Lily is a fine upstanding Deutschemadchen, making babies for Hitler's
troops - rather more of Hitler's troops than her husband suspects, as
she shags her way through Berlin while her husband is at the front.
Felice is a Jewish Communist lesbian working undercover for the
Zeitung, stealing lists of names of Jews to be deported from her boss who
is a big Nazi cheese, and helping smuggle people out of Germany. She is
part of a small underground network of Jews who stayed in Berlin at great
personal risk to work as spies and resistance. Her circle of young women
friends provide each other with jobs, food and love. When Felice's
girlfriend introduces her to her employer, Lily, a passion is set in
motion that endangers the whole organisation. At first, Lily is
charmed by Jaguar's erotic poems and she slowly becomes deeply
involved with Felice, struggling against her strict upbringing and
the impossible situation. When Felice finally tells her that she is
Jewish, the whole cinema holds its breath.
This film has been described as a lesbian Romeo and Juliet, and in a sense
it's true. Both Felice and Lily are immature as lovers when the film
opens, both high desirous and desirable, given to flings and flinging
away partners when they are done. Their affair is a learning process for
them both - a learning of both the limits and limitlessness of desire.
Even in her precarious situation, Felice pursues Lily ardently, and
the film makes a study of the small and great betrayals human beings make
in war. Lily's husband is painted as more of a boor on screen than he comes
across in the book, but the film retains the nuances of Berlin life so
rarely seen in movies about the war era. Lily is not the only one to come to
accept and protect Felice as a Jew, and the girls makes themselves a life
that mingles daily survival and wild parties that - while dangerous -
suggests alternate histories within our over-riding understanding
of Hitler's Germany. The persistence of the human spirit in love is
rendered here in desperate vivid colours.
So far, so worthy. A film tailor-made for niche-market film festivals.

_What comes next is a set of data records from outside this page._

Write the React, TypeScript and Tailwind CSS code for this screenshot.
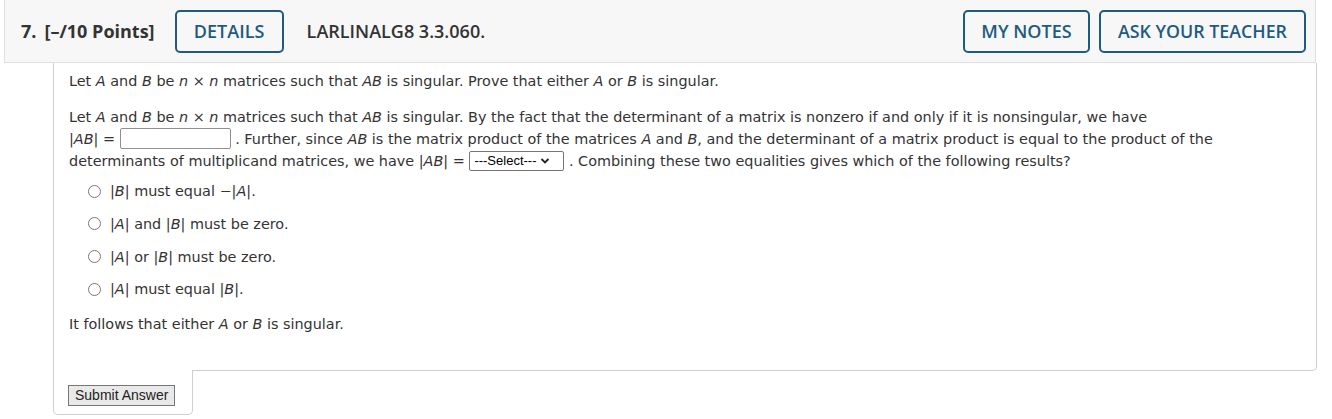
import React from "react";

const V = { fontFamily: '"DejaVu Sans", Verdana, sans-serif' };
const O = { fontFamily: '"Open Sans", sans-serif' };

function I({ children }: { children: React.ReactNode }) {
  return <i>{children}</i>;
}

function Radio({ children }: { children: React.ReactNode }) {
  return (
    <div className="flex items-center h-[32.67px]">
      <span className="w-[13px] h-[13px] rounded-full border border-[#767676] bg-white ml-[24px] mr-[9px]"></span>
      <span>{children}</span>
    </div>
  );
}

export default function App() {
  return (
    <div className="w-[1332px] h-[419px] bg-white text-[#333]">
      <div className="ml-[4px] w-[1312px] h-[63px] bg-[#f7f7f7] border-l border-r border-b border-[#e0e0e0] flex items-center" style={O}>
        <span className="ml-[16px] text-[18px] font-bold text-[#333]">7.</span>
        <span className="ml-[8px] text-[18px] font-bold text-[#333]">[–/10 Points]</span>
        <button className="ml-[20px] h-[43px] w-[109px] border-2 border-[#1e5b82] rounded-[5px] text-[18px] font-semibold text-[#1e5b82] bg-transparent">DETAILS</button>
        <span className="ml-[23px] text-[18px] font-semibold text-[#333]">LARLINALG8 3.3.060.</span>
        <div className="flex-1"></div>
        <button className="h-[43px] w-[127px] border-2 border-[#1e5b82] rounded-[5px] text-[18px] font-semibold text-[#1e5b82]">MY NOTES</button>
        <button className="ml-[9px] mr-[9px] h-[43px] w-[207px] border-2 border-[#1e5b82] rounded-[5px] text-[17.8px] font-semibold text-[#1e5b82]">ASK YOUR TEACHER</button>
      </div>
      <div className="ml-[53px] w-[1264px]">
        <div className="border-l border-r border-b border-[#cfcfcf] rounded-br-[5px] h-[308px] pl-[15px] pt-[7px] text-[14.4px] leading-[22px] text-[#333]" style={V}>
          <p>Let <I>A</I> and <I>B</I> be <I>n</I> × <I>n</I> matrices such that <I>AB</I> is singular. Prove that either <I>A</I> or <I>B</I> is singular.</p>
          <p className="mt-[14px] pr-[40px]">
            Let <I>A</I> and <I>B</I> be <I>n</I> × <I>n</I> matrices such that <I>AB</I> is singular. By the fact that the determinant of a matrix is nonzero if and only if it is nonsingular, we have
            <br />
            |<I>AB</I>| ={" "}
            <span className="inline-block align-middle w-[111px] h-[21px] border border-[#8f8f8f] rounded-[2px] bg-white -mt-[3px]"></span>
            {" "}. Further, since <I>AB</I> is the matrix product of the matrices <I>A</I> and <I>B</I>, and the determinant of a matrix product is equal to the product of the
            <br />
            determinants of multiplicand matrices, we have |<I>AB</I>| ={" "}
            <span className="inline-flex items-center align-middle h-[20px] w-[95px] border border-[#767676] rounded-[2px] bg-white pl-[4px] -mt-[3px] text-[13px] text-black" style={{ fontFamily: '"Liberation Sans", Arial, sans-serif' }}>
              ---Select---
              <svg width="10" height="8" viewBox="0 0 10 8" className="ml-[4px]"><path d="M1.5 2 L5 5.5 L8.5 2" stroke="#222" strokeWidth="1.8" fill="none" /></svg>
            </span>
            {" "}. Combining these two equalities gives which of the following results?
          </p>
          <div className="mt-[3px] -ml-[5px]">
            <Radio>|<I>B</I>| must equal −|<I>A</I>|.</Radio>
            <Radio>|<I>A</I>| and |<I>B</I>| must be zero.</Radio>
            <Radio>|<I>A</I>| or |<I>B</I>| must be zero.</Radio>
            <Radio>|<I>A</I>| must equal |<I>B</I>|.</Radio>
          </div>
          <p className="mt-[7px]">It follows that either <I>A</I> or <I>B</I> is singular.</p>
        </div>
        <div className="-mt-px w-[140px] h-[45px] bg-white border-l border-r border-b border-[#cfcfcf] rounded-b-[5px] flex items-start pl-[14px] pt-[15px]">
          <button className="h-[21px] px-[6px] bg-[#e9e9e9] border border-[#767676] text-[14px] text-[#222] leading-[19px]" style={{ fontFamily: '"Liberation Sans", Arial, sans-serif' }}>Submit Answer</button>
        </div>
      </div>
    </div>
  );
}
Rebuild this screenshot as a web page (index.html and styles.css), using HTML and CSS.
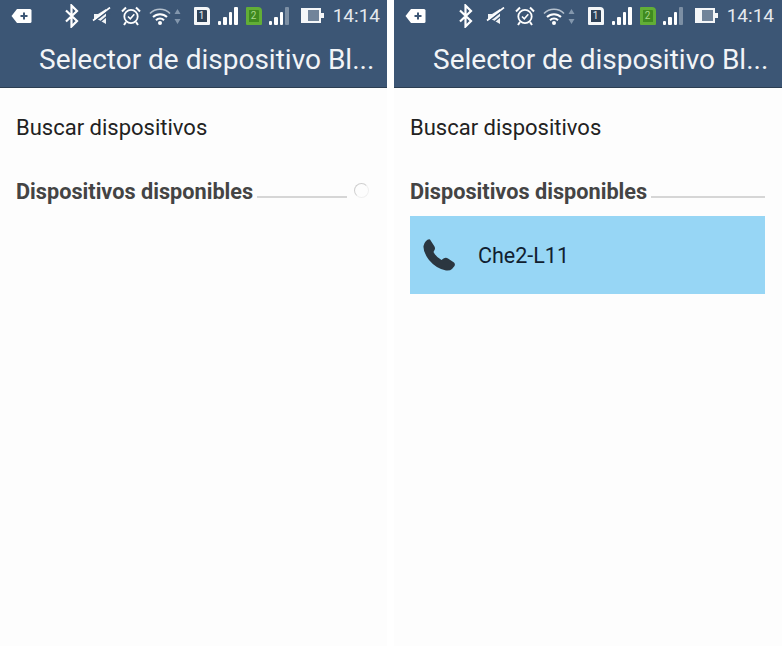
FILE: index.html
```html
<!DOCTYPE html>
<html lang="en">
<head>
    <meta charset="UTF-8">
    <meta name="viewport" content="width=device-width, initial-scale=1.0">
    <title>Selector de dispositivo Bluetooth</title>
    <link rel="stylesheet" href="styles.css">
</head>
<body>
    <svg class="sprites" width="0" height="0">
        <symbol id="i-notif" viewBox="0 0 21 16">
            <path d="M6 1h13a1.500 1.500 0 0 1 1.500 1.500v11A1.500 1.500 0 0 1 19 15H6L0.500 8z" fill="#fff"/>
            <path d="M13 4.500v7M9.500 8h7" stroke="#3c5675" stroke-width="2" fill="none"/>
        </symbol>
        <symbol id="i-bt" viewBox="0 0 16 24">
            <path d="M2 6.500l11 10.500-5.500 5.500V1.500l5.500 5.500L2 17.500" stroke="#fff" stroke-width="2.200" fill="none"/>
        </symbol>
        <symbol id="i-mute" viewBox="0 0 20 18">
            <path d="M2 7h4L14 2v15L7 13H2z" fill="#f0f3f6"/>
            <path d="M1 15.500L19 1.500" stroke="#3c5675" stroke-width="1.600"/>
            <path d="M1 13.500L18 .5" stroke="#fff" stroke-width="1.600"/>
            <path d="M5 17.500L19 6" stroke="#3c5675" stroke-width="1.200"/>
        </symbol>
        <symbol id="i-alarm" viewBox="0 0 20 20">
            <circle cx="10" cy="10.500" r="6.700" stroke="#fff" stroke-width="1.800" fill="none"/>
            <path d="M7 10.500l2.300 2.300 4-4.500" stroke="#fff" stroke-width="1.600" fill="none"/>
            <path d="M1 5.500L5 1.500M19 5.500L15 1.500M5 16l-2 3M15 16l2 3" stroke="#fff" stroke-width="2" fill="none"/>
        </symbol>
        <symbol id="i-wifi" viewBox="0 0 32 18">
            <path d="M1 6.500a14 14 0 0 1 20 0" stroke="#b4c0cd" stroke-width="1.600" fill="none"/>
            <path d="M4 10a10 10 0 0 1 14 0M7 13.200a5.500 5.500 0 0 1 8 0" stroke="#fff" stroke-width="2" fill="none"/>
            <circle cx="11" cy="16" r="2" fill="#fff"/>
            <path d="M28.500 2l3 5h-6zM28.500 17l3-5h-6z" fill="#8397ad"/>
        </symbol>
        <symbol id="i-phone" viewBox="0 0 32 32">
            <path d="M7 .5L11.500 7.500Q12.500 9.500 11.500 11L10.500 13Q13 18 18.500 21L20.500 19.500Q23 18 25 19.500L31 23.500Q32.500 25 31.500 27L29 30Q27 32 23 31.500Q13 29.500 6 21Q0 13 .5 7Q1 4 3 2L4.500 .8Q6 0 7 .5Z" fill="#2b3640"/>
        </symbol>
    </svg>

    <div class="screens">
        <section class="screen">
            <header class="appbar">
                <div class="status">
                    <svg class="ic-notif"><use href="#i-notif"/></svg>
                    <div class="status-right">
                        <svg class="ic-bt"><use href="#i-bt"/></svg>
                        <svg class="ic-mute"><use href="#i-mute"/></svg>
                        <svg class="ic-alarm"><use href="#i-alarm"/></svg>
                        <svg class="ic-wifi"><use href="#i-wifi"/></svg>
                        <span class="sim">1</span>
                        <span class="bars"><i class="b1"></i><i class="b2"></i><i class="b3"></i><i class="b4"></i></span>
                        <span class="sim sim-active">2</span>
                        <span class="bars bars-weak"><i class="b1"></i><i class="b2"></i><i class="b3"></i><i class="b4"></i></span>
                        <span class="battery"><i></i></span>
                        <span class="clock">14:14</span>
                    </div>
                </div>
                <h1 class="title">Selector de dispositivo Bl...</h1>
            </header>
            <div class="action">Buscar dispositivos</div>
            <div class="section-head">
                <h2>Dispositivos disponibles</h2>
                <span class="rule"></span>
                <span class="spinner"></span>
            </div>
        </section>

        <section class="screen">
            <header class="appbar">
                <div class="status">
                    <svg class="ic-notif"><use href="#i-notif"/></svg>
                    <div class="status-right">
                        <svg class="ic-bt"><use href="#i-bt"/></svg>
                        <svg class="ic-mute"><use href="#i-mute"/></svg>
                        <svg class="ic-alarm"><use href="#i-alarm"/></svg>
                        <svg class="ic-wifi"><use href="#i-wifi"/></svg>
                        <span class="sim">1</span>
                        <span class="bars"><i class="b1"></i><i class="b2"></i><i class="b3"></i><i class="b4"></i></span>
                        <span class="sim sim-active">2</span>
                        <span class="bars bars-weak"><i class="b1"></i><i class="b2"></i><i class="b3"></i><i class="b4"></i></span>
                        <span class="battery"><i></i></span>
                        <span class="clock">14:14</span>
                    </div>
                </div>
                <h1 class="title">Selector de dispositivo Bl...</h1>
            </header>
            <div class="action">Buscar dispositivos</div>
            <div class="section-head">
                <h2>Dispositivos disponibles</h2>
                <span class="rule"></span>
            </div>
            <div class="device">
                <svg class="ic-phone"><use href="#i-phone"/></svg>
                <span>Che2-L11</span>
            </div>
        </section>
    </div>
</body>
</html>
```

FILE: styles.css
```css
body {
    margin: 0;
    background-color: #ffffff;
    font-family: 'Roboto', sans-serif;
}

.sprites {
    display: block;
    height: 0;
}

.screens {
    display: flex;
    gap: 7px;
    height: 646px;
    overflow: hidden;
}

.screen {
    width: 387px;
    flex: none;
    background-color: #fdfdfd;
}

.screen + .screen {
    width: 388px;
}

.appbar {
    height: 87px;
    background-color: #3c5675;
    border-bottom: 1px solid #2c3e52;
}

.status {
    height: 31px;
    display: flex;
    align-items: center;
    justify-content: space-between;
    padding-left: 11px;
    padding-right: 7px;
}

.screen + .screen .status {
    padding-right: 8px;
}

.status-right {
    display: flex;
    align-items: center;
}

.ic-notif {
    width: 21px;
    height: 16px;
}

.ic-bt {
    width: 16px;
    height: 24px;
    margin-right: 12px;
}

.ic-mute {
    width: 20px;
    height: 18px;
    margin-right: 9px;
}

.ic-alarm {
    width: 20px;
    height: 20px;
    margin-right: 8px;
}

.ic-wifi {
    width: 32px;
    height: 18px;
    margin-right: 13px;
}

.sim {
    width: 16px;
    height: 18px;
    box-sizing: border-box;
    background-color: #2f4257;
    color: #e8ecf0;
    border: 3px solid #f4f6f8;
    font-size: 10px;
    line-height: 12px;
    text-align: center;
    margin-right: 8px;
    border-radius: 1px 4px 1px 1px;
}

.sim-active {
    background-color: #3f8a1f;
    border-color: #62ae36;
    color: #a8d88a;
    margin-right: 7px;
}

.bars {
    display: flex;
    align-items: flex-end;
    gap: 2px;
    height: 18px;
    margin-right: 8px;
}

.bars i {
    display: block;
    width: 3.5px;
    border-radius: 1px;
    background-color: #ffffff;
}

.bars .b1 {
    height: 4px;
}

.bars .b2 {
    height: 8px;
}

.bars .b3 {
    height: 13px;
}

.bars .b4 {
    height: 18px;
}

.bars-weak {
    margin-right: 12px;
}

.bars-weak .b4 {
    background-color: #7c8fa4;
}

.battery {
    position: relative;
    display: block;
    width: 20px;
    height: 15px;
    background-color: #f4f6f8;
    margin-right: 12px;
    padding: 2px 2px 2px 7px;
    box-sizing: border-box;
}

.battery i {
    display: block;
    height: 100%;
    background-color: #71849a;
}

.battery::after {
    content: "";
    position: absolute;
    right: -3px;
    top: 5px;
    width: 3px;
    height: 5px;
    background-color: #f4f6f8;
}

.clock {
    color: #e4e9ee;
    font-size: 19px;
}

.title {
    margin: 0;
    padding-left: 39px;
    padding-top: 1px;
    color: #f2f4f7;
    font-size: 28px;
    font-weight: 400;
    line-height: 56px;
    white-space: nowrap;
}

.action {
    padding-left: 16px;
    margin-top: 26px;
    color: #222222;
    font-size: 22px;
    line-height: 28px;
}

.section-head {
    display: flex;
    align-items: center;
    margin-top: 36px;
    padding-left: 16px;
    height: 28px;
}

.section-head h2 {
    margin: 0;
    color: #444444;
    font-size: 21.7px;
    font-weight: 700;
    line-height: 28px;
    white-space: nowrap;
}

.rule {
    width: 90px;
    height: 2px;
    margin-left: 4px;
    margin-top: 10px;
    background-color: #d6d6d6;
}

.screen + .screen .rule {
    width: 114px;
}

.spinner {
    width: 15px;
    height: 15px;
    box-sizing: border-box;
    margin-left: 7px;
    margin-bottom: 3px;
    border: 1px solid #f0f0f0;
    border-top-color: #cfcfcf;
    border-left-color: #cfcfcf;
    border-radius: 50%;
}

.device {
    display: flex;
    align-items: center;
    height: 78px;
    margin: 10px 17px 0 16px;
    padding-left: 13px;
    background-color: #97d6f5;
    color: #102030;
    font-size: 21.500px;
}

.ic-phone {
    width: 32px;
    height: 32px;
    margin-right: 23px;
}
```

Yet there is more to Aimee and Jaguar than that. Its handling of the
documentary material is always close, but given cinematic character
not only by the rich palette of the designer and cinematographer -
clothes act as symbols for moods - but by the strong script which isn't
afraid to put opinions, and even poetry, in the mouths of its
characters. The ensemble playing on both sides - Felice's friends,
Lily's family - is material to the persuasive vivaciousness of the
film. One feels that the director has given his movie the same character
as Lily and Felice's relationship: beautiful amid but not in ignorance
of the horror, joyful because aware that time is short, and tragic
without being morbid. The inventiveness of the intimate scenes
between the lovers, which initially use clothing and food as code for
love, and develop into dancing, kissing and sex, separates the film
from its documentary nature. Cinematographically and structurally,
it has the feeling of classic war films like Brief Encounter, where the
relationship becomes a metaphor for the politics of the outside world.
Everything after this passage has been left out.